Ten years later, in United States v Arriaga-Pinon, 852 F.3d 1195 (9th Cir 2017) the court considered a very similar case: a § 10851 conviction with a sentence of a year or more, that was charged as an AF only as theft, and that involved a record of conviction similar to the one in Vidal. The court followed Vidal and held that 10851 is divisible between theft and accessory, and that the record in the case was inconclusive. But it noted that, based on Supreme Court precedent subsequent to Vidal, such as Mathis, § 10851 ought to be found indivisible between theft and accessory. ,. However, the majority of the three-judge panel concluded they did not have authority to overrule Vidal and find that § 10851 is indivisible. See Arriaga-Pinon, concurrence by Chief Judge Thomas. Therefore, it appears that it will take an en banc or a Supreme Court ruling to get a finding that §10851 is indivisible between a taking and accessory. If accessory continues to be held not to be obstruction (see below), and if sometime in the future an en banc panel finds that § 10851 is held not to be divisible between theft and accessory, then no conviction of § 10851 will be an AF, even with a sentence of a year or more. Meanwhile, it is critical for defenders (1) to try to avoid a sentence of a year or more on a § 10851, and (2) if that is not possible, to plead specifically to accessory.
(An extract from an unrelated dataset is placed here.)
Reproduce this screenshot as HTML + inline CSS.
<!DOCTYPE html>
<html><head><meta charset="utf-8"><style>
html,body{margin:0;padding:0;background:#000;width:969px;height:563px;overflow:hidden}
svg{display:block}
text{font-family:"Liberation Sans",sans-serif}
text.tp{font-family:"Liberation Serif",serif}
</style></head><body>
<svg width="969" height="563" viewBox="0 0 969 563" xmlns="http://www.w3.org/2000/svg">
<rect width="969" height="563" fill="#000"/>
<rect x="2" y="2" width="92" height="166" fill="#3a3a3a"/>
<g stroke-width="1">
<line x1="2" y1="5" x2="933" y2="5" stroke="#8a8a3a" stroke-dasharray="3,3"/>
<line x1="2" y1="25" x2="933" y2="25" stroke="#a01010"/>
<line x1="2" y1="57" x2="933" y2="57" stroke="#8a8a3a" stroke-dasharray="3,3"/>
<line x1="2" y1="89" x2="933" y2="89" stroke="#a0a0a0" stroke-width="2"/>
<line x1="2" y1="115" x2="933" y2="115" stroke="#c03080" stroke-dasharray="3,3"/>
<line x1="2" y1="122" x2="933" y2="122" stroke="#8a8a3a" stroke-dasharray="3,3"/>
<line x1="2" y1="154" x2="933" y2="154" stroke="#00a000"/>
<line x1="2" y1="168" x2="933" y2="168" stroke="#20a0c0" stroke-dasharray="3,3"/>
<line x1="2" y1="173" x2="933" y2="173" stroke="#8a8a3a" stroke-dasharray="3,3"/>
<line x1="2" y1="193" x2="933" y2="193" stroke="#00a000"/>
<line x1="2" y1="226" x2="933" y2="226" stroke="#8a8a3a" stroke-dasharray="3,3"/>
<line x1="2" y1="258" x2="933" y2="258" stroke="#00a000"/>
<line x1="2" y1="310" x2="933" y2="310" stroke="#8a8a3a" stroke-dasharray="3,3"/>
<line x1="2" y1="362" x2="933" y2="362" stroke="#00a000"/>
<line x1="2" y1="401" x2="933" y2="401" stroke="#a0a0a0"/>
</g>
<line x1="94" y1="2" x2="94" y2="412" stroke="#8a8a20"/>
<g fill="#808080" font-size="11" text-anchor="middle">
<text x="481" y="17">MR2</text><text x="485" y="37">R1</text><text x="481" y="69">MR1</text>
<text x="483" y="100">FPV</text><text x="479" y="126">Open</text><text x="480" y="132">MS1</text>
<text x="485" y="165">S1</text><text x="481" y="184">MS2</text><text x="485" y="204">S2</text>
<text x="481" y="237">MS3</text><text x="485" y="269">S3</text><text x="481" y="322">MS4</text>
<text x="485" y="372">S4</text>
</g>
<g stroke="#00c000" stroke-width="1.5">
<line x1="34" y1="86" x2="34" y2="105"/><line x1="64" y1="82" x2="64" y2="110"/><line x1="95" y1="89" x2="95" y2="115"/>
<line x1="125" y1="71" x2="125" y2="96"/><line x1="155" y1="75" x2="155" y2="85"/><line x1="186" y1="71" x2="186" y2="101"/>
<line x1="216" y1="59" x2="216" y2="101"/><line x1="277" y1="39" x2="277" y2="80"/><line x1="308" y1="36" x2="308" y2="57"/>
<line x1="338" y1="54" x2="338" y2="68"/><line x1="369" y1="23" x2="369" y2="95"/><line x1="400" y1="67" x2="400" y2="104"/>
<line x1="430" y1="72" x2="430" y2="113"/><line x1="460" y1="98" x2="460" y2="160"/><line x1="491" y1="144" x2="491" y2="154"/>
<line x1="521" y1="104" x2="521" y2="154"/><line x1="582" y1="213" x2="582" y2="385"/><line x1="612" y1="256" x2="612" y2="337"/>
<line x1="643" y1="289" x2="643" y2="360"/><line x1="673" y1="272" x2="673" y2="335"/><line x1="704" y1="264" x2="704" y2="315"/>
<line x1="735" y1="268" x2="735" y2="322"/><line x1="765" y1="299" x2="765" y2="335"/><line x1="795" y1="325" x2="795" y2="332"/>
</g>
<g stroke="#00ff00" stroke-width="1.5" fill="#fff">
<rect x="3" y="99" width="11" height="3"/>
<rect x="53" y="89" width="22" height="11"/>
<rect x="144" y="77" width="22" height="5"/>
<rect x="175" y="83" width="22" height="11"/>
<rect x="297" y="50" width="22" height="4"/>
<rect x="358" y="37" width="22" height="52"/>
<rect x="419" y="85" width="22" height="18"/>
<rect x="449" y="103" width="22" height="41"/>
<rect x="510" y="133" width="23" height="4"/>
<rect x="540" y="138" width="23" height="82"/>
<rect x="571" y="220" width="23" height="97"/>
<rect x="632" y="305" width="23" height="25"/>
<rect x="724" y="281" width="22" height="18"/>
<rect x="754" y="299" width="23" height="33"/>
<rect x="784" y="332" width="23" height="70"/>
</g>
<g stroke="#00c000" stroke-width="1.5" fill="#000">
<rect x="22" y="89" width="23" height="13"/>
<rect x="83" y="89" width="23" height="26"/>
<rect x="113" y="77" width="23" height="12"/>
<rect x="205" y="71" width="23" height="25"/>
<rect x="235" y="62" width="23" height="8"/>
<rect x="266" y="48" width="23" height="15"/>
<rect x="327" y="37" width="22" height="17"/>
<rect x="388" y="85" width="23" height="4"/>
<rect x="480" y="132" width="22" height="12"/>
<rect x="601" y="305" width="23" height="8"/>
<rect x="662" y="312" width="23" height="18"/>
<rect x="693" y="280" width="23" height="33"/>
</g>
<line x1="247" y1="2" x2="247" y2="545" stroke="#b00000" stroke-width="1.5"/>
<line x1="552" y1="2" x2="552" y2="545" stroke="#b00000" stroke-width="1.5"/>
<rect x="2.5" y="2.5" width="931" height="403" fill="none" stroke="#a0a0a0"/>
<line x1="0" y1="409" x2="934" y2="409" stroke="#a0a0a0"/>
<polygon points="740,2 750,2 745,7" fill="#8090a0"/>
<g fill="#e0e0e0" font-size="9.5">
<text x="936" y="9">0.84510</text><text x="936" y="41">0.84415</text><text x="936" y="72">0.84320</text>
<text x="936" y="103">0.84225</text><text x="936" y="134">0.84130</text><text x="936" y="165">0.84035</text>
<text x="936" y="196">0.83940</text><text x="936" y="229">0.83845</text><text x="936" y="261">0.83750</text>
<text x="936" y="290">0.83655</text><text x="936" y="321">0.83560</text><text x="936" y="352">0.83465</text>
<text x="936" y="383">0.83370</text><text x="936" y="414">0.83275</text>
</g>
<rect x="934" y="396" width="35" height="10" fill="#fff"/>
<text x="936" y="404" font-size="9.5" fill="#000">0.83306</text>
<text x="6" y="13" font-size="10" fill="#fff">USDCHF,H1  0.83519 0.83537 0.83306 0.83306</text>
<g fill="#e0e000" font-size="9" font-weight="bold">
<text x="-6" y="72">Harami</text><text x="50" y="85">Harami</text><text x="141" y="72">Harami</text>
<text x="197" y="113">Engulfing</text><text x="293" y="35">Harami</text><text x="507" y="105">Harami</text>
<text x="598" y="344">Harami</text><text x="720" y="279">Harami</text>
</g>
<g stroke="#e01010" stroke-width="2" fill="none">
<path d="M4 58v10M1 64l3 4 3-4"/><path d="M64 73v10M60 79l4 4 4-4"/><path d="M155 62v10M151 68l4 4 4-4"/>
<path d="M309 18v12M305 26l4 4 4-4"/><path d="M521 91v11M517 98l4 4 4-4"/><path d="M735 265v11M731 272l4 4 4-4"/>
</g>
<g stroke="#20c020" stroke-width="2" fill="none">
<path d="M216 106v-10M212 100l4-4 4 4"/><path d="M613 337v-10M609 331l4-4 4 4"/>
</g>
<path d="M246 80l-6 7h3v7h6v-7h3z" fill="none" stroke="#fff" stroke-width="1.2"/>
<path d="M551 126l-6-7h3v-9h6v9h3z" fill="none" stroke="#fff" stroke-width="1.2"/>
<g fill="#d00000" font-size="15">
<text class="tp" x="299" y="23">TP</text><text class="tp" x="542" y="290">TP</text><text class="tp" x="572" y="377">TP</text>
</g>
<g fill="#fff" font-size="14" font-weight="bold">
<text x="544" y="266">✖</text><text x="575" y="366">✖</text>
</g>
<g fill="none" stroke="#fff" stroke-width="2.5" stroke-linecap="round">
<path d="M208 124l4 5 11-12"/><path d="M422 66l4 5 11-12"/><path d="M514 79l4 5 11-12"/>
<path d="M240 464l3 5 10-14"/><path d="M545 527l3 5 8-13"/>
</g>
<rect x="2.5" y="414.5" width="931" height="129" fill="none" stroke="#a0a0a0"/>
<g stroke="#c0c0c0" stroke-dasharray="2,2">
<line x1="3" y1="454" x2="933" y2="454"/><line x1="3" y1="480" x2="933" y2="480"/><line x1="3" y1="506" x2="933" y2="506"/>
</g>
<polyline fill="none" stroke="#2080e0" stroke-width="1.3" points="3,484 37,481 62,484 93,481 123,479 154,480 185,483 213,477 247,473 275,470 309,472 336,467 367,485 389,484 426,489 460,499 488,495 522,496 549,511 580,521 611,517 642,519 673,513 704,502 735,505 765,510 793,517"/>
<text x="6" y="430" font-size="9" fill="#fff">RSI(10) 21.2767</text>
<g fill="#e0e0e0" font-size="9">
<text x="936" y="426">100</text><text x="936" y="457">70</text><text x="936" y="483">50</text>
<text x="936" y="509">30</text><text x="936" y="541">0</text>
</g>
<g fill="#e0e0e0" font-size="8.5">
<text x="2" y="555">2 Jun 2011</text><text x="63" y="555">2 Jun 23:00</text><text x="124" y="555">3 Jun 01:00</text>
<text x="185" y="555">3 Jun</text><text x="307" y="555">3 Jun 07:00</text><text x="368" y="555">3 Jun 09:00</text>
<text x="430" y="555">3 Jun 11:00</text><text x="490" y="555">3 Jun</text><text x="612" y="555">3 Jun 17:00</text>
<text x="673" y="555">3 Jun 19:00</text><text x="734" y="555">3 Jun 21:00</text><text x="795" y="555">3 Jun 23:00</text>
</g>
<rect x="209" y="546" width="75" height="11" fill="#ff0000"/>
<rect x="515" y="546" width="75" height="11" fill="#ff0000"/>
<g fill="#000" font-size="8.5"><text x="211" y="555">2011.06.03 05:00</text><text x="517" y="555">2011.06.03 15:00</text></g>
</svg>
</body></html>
10851 accessory as obstruction of justice. DHS may start to charge accessory after the fact under § 10851 as an AF as obstruction of justice, if a year or more is imposed. See 8 USC § 1101(a)(43)(S). If that charge were upheld, then the BIA would likely say that every § 10851conviction with a sentence of a year or more is an AF, because every offense would have to involve either theft (if vehicle-taking) or obstruction (if accessory). See, e.g., discussion in Matter of Reyes, 28 I&N Dec. 52 (AG 2020) (if all means to commit an offense comes within either of two aggravated felony categories, the offense is an aggravated felony.)
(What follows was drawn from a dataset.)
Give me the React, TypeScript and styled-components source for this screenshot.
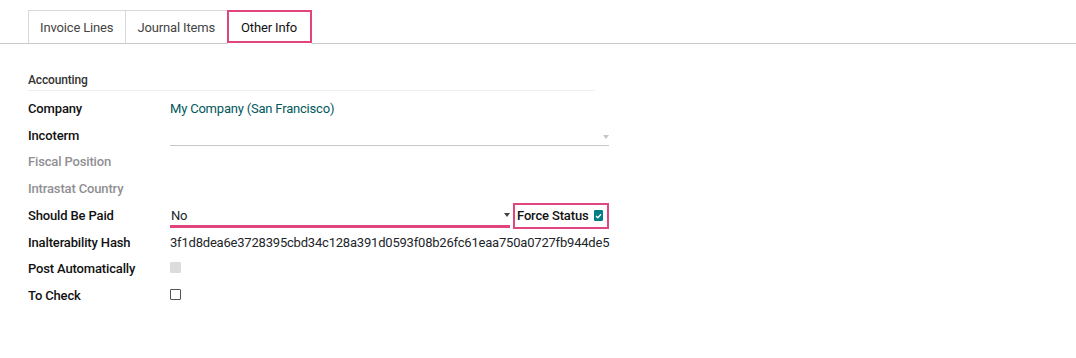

The BIA and Ninth Circuit have disagreed in multiple cases about the correct generic definition of obstruction of justice, in the context of Pen C § 32. Significantly, in August 2020 the Ninth Circuit rejected the BIA’s claim and held that Pen C § 32 is not obstruction of justice. See Valenzuela Gallardo v. Barr, 968 F.3d 1053 (9th Cir. 2020) (“Valenzuela Gallardo II”), discussed at Pen C 32 Advice and endnotes, above. In brief, Valenzuela Gallardo II holds that obstruction is limited to interference with an existing investigation or proceeding, and does not include, e.g., interference with an initial arrest where there is not yet any investigation or proceeding. Accessory after the fact under Pen C 32 does include such an arrest, and the panel held that it is overbroad and indivisible as obstruction. Any ruling on obstruction that applies to Pen C 32 also should apply to accessory under § 10851, so this is good news. The risk is that as of October 2020, it still is possible that Valenzuela Gallardo II would be reheard en banc, so we cannot rely entirely on the decision. This is why we ask defenders to seek a sentence of 364 days or less, which in all cases will prevent a § 10851 conviction from being an AF.
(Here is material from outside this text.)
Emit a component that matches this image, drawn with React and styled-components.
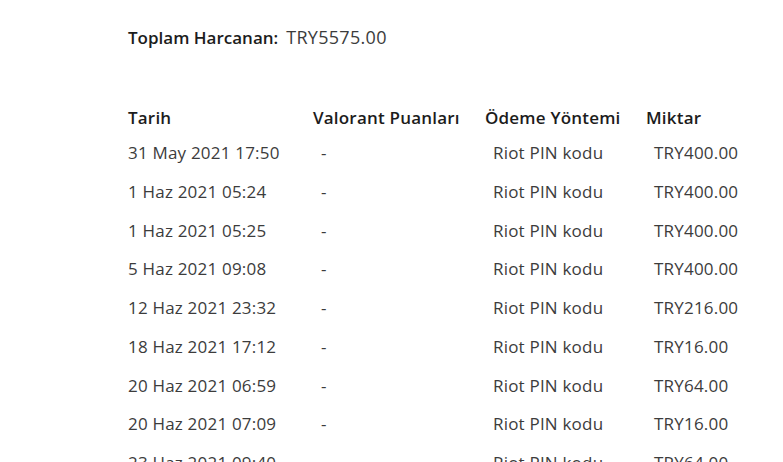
import React from "react";
import styled, { createGlobalStyle } from "styled-components";

const GlobalStyle = createGlobalStyle`
  body {
    margin: 0;
    background: #fff;
    font-family: "Open Sans", "Liberation Sans", sans-serif;
  }
`;

const Page = styled.div`
  padding: 25px 0 0 128px;
  color: #3c3c3c;
  font-size: 17px;
  letter-spacing: 0.2px;
`;

const Total = styled.div`
  font-size: 18px;
  line-height: 24px;
  margin-bottom: 45px;
  letter-spacing: 0.3px;

  b {
    color: #1c1c1c;
    font-size: 17px;
    font-weight: 600;
    letter-spacing: 0;
    margin-right: 3px;
  }
`;

const Table = styled.div`
  display: grid;
  grid-template-columns: 185px 172px 161px auto;
  grid-auto-rows: 38.75px;
  align-items: center;
  white-space: nowrap;
`;

const Head = styled.div`
  color: #1c1c1c;
  font-weight: 600;
  height: 29px;
  line-height: 26px;
  align-self: end;
`;

const Cell = styled.div`
  padding-left: ${(p) => (p.$first ? "0" : "8px")};
  line-height: 24px;
`;

const rows = [
  ["31 May 2021 17:50", "TRY400.00"],
  ["1 Haz 2021 05:24", "TRY400.00"],
  ["1 Haz 2021 05:25", "TRY400.00"],
  ["5 Haz 2021 09:08", "TRY400.00"],
  ["12 Haz 2021 23:32", "TRY216.00"],
  ["18 Haz 2021 17:12", "TRY16.00"],
  ["20 Haz 2021 06:59", "TRY64.00"],
  ["20 Haz 2021 07:09", "TRY16.00"],
  ["23 Haz 2021 09:40", "TRY64.00"],
];

export default function App() {
  return (
    <Page>
      <GlobalStyle />
      <Total>
        <b>Toplam Harcanan:</b> TRY5575.00
      </Total>
      <Table>
        <Head>Tarih</Head>
        <Head>Valorant Puanları</Head>
        <Head>Ödeme Yöntemi</Head>
        <Head>Miktar</Head>
        {rows.map(([date, amount]) => (
          <React.Fragment key={date}>
            <Cell $first>{date}</Cell>
            <Cell>-</Cell>
            <Cell>Riot PIN kodu</Cell>
            <Cell>{amount}</Cell>
          </React.Fragment>
        ))}
      </Table>
    </Page>
  );
}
Immigration advocates who have to defend an existing § 10851 with a year imposed will argue that accessory under § 10851 is not obstruction of justice, citing Valenzuela Gallardo II. If needed, they also can argue that § 10851 is not divisible between vehicle taking and accessory, and preserve this issue for a future en banc hearing. But because it may be held divisible, carefully read Vidal and Arriaga-Pinon to see how the courts found the record to be inconclusive. As always, advocates should investigate other defense strategies, such as the possibility of post-conviction relief, at the same time they are litigating the issue.
Both theft and obstruction of justice are AFs if a year or more is imposed. 8 USC 1101(a)(43)(G), (S). Avoiding a year (which includes added time on a PV) will prevent an AF. In case there is a year:
A taking under 10851 is an AF as theft, but 10851 also includes accessory after the fact. Accessory is not “theft” but ICE may argue it is “obstruction.” In August 2020 the Ninth Circuit held that PC 32 accessory after the fact is not an AF as obstruction; see PC 32 Advice above, re Valenzuela Gallardo II. A holding on PC 32 should apply equally to accessory under 10851. However, a petition for rehearing en banc is pending in the case, so defenders should continue to act conservatively and seek 364 days or less.
Assuming 10851 accessory is not an AF with a year, but 10851 taking is, is 10851 divisible between these two? Under the categorical approach and Mathis, 10851 should not be held divisible. However, an older, pre-Mathis case held that it is divisible, and a panel held that a Ninth Circuit en banc decision will be required to reverse this. Therefore defenders are strongly urged to plead specifically to accessory; second best is to create an inconclusive record; and try to avoid a plea to taking. See discussion of divisible statutes and creating a record of conviction at n. 4.
Immigration advocates in removal proceedings will assert (1) that 10851 accessory is not obstruction, citing Valenzuela Gallardo II, and (2) if needed argue that 10851 is indivisible, and preserve the argument until we can get an en banc ruling.